В сдержанном, чинном (ибо подцензурном) предисловии к весьма урезанному
сборнику стихотворений 1961 года Ахматова заявила; «Читатель этой книги
увидит, что я не переставала писать стихи, для меня в них связь моя с
временем, с новой жизнью моего народа». (Новой? Вспомним: «Там, где мой
народ, к несчастью, был».) А 27 июня 19б3 года Ахматова сказала
М.В.Латманизову и он тогда же зафиксировал се слова:
«Конечно, в разные годы, у каждого поэта, писателя продуктивность не
одинакова. В конце 20-х годов я писала меньше, в 30-е годы я писала больше.

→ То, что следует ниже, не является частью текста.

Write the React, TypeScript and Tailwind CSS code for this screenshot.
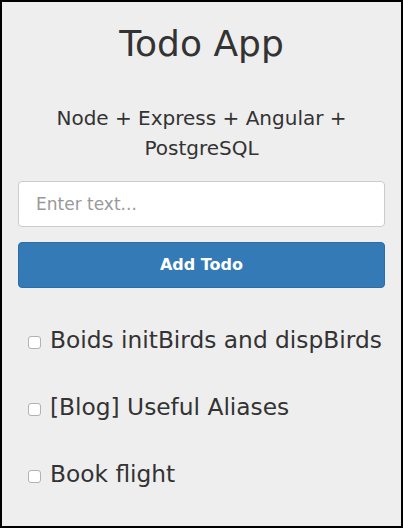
import React from "react";

const todos = ["Boids initBirds and dispBirds", "[Blog] Useful Aliases", "Book flight"];

export default function App() {
  return (
    <div
      className="w-[403px] h-[528px] border-2 border-black bg-[#eeeeee] text-[#333333] px-[16px] pt-[22px] overflow-hidden"
      style={{ fontFamily: '"DejaVu Sans", Verdana, sans-serif' }}
    >
      <h1 className="text-center text-[36px] leading-[40px] font-normal">Todo App</h1>
      <p className="mt-[39px] text-center text-[20px] leading-[30px]">
        Node + Express + Angular + PostgreSQL
      </p>
      <input
        type="text"
        placeholder="Enter text..."
        className="mt-[18px] block w-full h-[46px] border border-[#cccccc] rounded-[4px] bg-white px-[17px] text-[17px] text-[#555555] placeholder:text-[#999999] outline-none"
        style={{ fontFamily: '"DejaVu Sans", Verdana, sans-serif' }}
      />
      <button
        className="mt-[15px] block w-full h-[46px] rounded-[4px] bg-[#337ab7] border border-[#2e6da4] text-white text-[16px] font-bold"
        style={{ fontFamily: '"DejaVu Sans", Verdana, sans-serif' }}
      >
        Add Todo
      </button>
      <ul className="mt-[18px]">
        {todos.map((t) => (
          <li key={t} className="py-[17px] flex items-center text-[23.3px] leading-[33px] whitespace-nowrap">
            <span className="mt-[5px] ml-[10px] mr-[9px] w-[13px] h-[13px] shrink-0 border border-[#b2b2b2] rounded-[3px] bg-white" />
            <span>{t}</span>
          </li>
        ))}
      </ul>
    </div>
  );
}
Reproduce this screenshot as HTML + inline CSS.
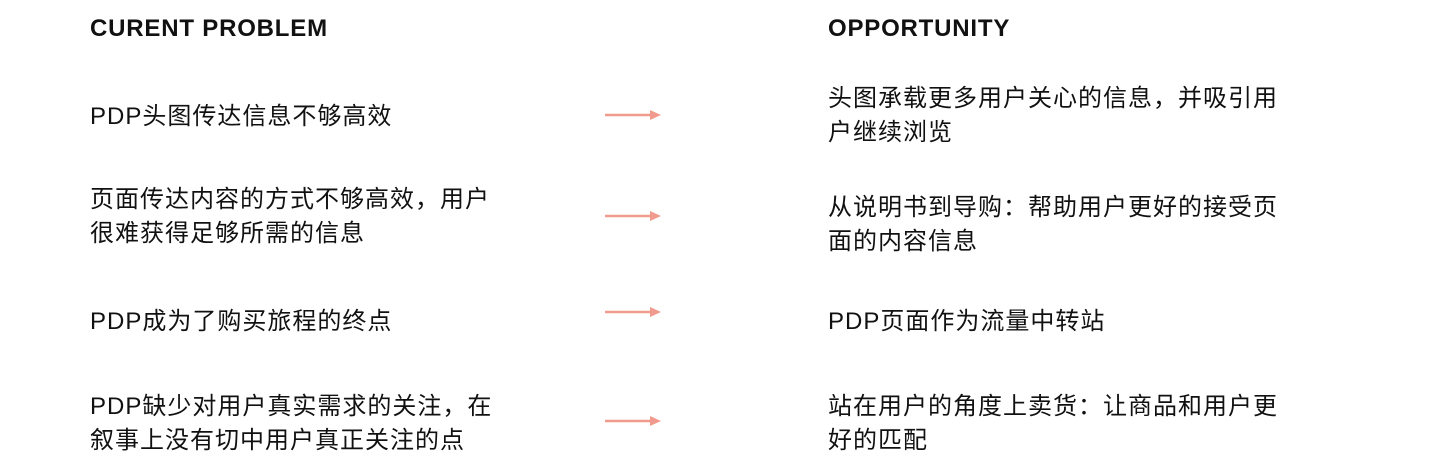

ОСОБЕННО МНОГО ПИСАЛА В СЕРЕДИНЕ 30-Х ГОДОВ. НО Я НИКОГДА НЕ ПЕРЕСТАВАЛА
РАБОТАТЬ. (Выделено мной. — Л.Ч.) Это прямо с какой-то определенной целью
хотят меня подавить в такое положение, что вот Ахматова интенсивно работала,
много писала, выпустила несколько сборников и вдруг замолчала — все
кончилось. Кому-то нужны эти выдумки» {6}.
В предшествующей таблицам статье, перегруженной оговорками, Н.А.Струве
пишет немало верного. Так, например, он справедливо указывает, что цикл
«Полночные стихи», созданный семидесятилетней Ахматовой, это сочетание юной
свежести с умудренной старостью. И все-таки — подспудная, а иногда и явная
цель статьи: с помощью не только арифметики, но и биологии («усыхание
поэтического вдохновения приходится, как правило, на 33-й, 34-й год жизни»)

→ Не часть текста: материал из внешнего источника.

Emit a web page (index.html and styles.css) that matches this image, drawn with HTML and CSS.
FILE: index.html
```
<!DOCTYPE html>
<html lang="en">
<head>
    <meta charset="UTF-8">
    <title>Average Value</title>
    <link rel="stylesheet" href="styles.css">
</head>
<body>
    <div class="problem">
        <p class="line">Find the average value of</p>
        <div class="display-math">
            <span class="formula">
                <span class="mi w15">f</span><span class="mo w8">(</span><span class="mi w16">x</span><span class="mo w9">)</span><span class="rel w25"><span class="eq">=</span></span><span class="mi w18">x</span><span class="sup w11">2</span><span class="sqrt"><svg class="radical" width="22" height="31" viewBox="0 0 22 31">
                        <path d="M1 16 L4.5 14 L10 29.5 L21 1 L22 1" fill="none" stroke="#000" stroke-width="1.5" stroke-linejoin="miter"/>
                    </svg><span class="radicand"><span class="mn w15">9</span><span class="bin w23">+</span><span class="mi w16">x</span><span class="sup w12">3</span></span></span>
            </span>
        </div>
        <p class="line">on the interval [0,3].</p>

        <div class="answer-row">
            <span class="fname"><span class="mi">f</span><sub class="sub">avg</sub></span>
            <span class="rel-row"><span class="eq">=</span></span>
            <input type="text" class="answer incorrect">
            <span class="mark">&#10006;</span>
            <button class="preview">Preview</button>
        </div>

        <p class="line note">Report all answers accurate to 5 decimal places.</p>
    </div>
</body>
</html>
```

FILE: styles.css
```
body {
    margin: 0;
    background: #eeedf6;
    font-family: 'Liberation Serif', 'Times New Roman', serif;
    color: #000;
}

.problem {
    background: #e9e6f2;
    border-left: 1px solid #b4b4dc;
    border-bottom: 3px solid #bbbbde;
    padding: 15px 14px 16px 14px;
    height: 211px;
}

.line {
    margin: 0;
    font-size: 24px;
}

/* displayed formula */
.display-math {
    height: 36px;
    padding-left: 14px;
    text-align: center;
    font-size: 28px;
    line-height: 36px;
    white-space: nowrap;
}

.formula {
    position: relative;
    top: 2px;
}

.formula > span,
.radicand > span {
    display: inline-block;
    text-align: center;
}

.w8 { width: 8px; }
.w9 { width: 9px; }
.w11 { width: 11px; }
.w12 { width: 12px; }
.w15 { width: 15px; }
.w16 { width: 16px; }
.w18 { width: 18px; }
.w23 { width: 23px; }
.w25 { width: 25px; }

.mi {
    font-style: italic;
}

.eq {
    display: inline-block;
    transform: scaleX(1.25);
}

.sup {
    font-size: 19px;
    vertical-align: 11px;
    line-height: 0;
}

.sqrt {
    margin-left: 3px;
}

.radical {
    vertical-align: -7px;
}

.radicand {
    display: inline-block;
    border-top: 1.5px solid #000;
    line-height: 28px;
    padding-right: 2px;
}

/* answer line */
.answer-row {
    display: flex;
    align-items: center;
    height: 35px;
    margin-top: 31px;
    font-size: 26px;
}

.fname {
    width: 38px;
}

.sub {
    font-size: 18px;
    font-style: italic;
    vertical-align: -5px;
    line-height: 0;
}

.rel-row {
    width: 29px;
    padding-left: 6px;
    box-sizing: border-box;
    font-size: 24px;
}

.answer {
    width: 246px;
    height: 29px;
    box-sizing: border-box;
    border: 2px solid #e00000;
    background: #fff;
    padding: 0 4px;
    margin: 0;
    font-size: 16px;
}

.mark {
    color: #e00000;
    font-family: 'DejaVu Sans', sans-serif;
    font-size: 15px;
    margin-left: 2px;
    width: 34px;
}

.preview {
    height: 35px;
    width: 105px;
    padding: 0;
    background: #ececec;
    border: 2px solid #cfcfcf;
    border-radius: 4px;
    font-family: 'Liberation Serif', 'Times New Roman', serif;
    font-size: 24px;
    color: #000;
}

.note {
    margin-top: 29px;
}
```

— цель статьи и таблиц доказать, что Ахматова была подвержена многолетним
колебаниям вдохновения. («У Ахматовой перерыв оказался на редкость
длительным».) Перерывы бывали — правда; на редкость длительные — упорно
повторяемая неправда. Изо дня в день при одинаковом количестве и качестве
продукции трудятся только ремесленники. Ахматова — поэт. И зачем Никите
Алексеевичу Струве понадобилось, высказывая общеизвестную истину о
колебаниях, неравномерностях вдохновения, иллюстрировать свою мысль
творчеством Анны Ахматовой — того поэта, чей вдохновенный труд может служить
образцом неколебимости, — удивительно.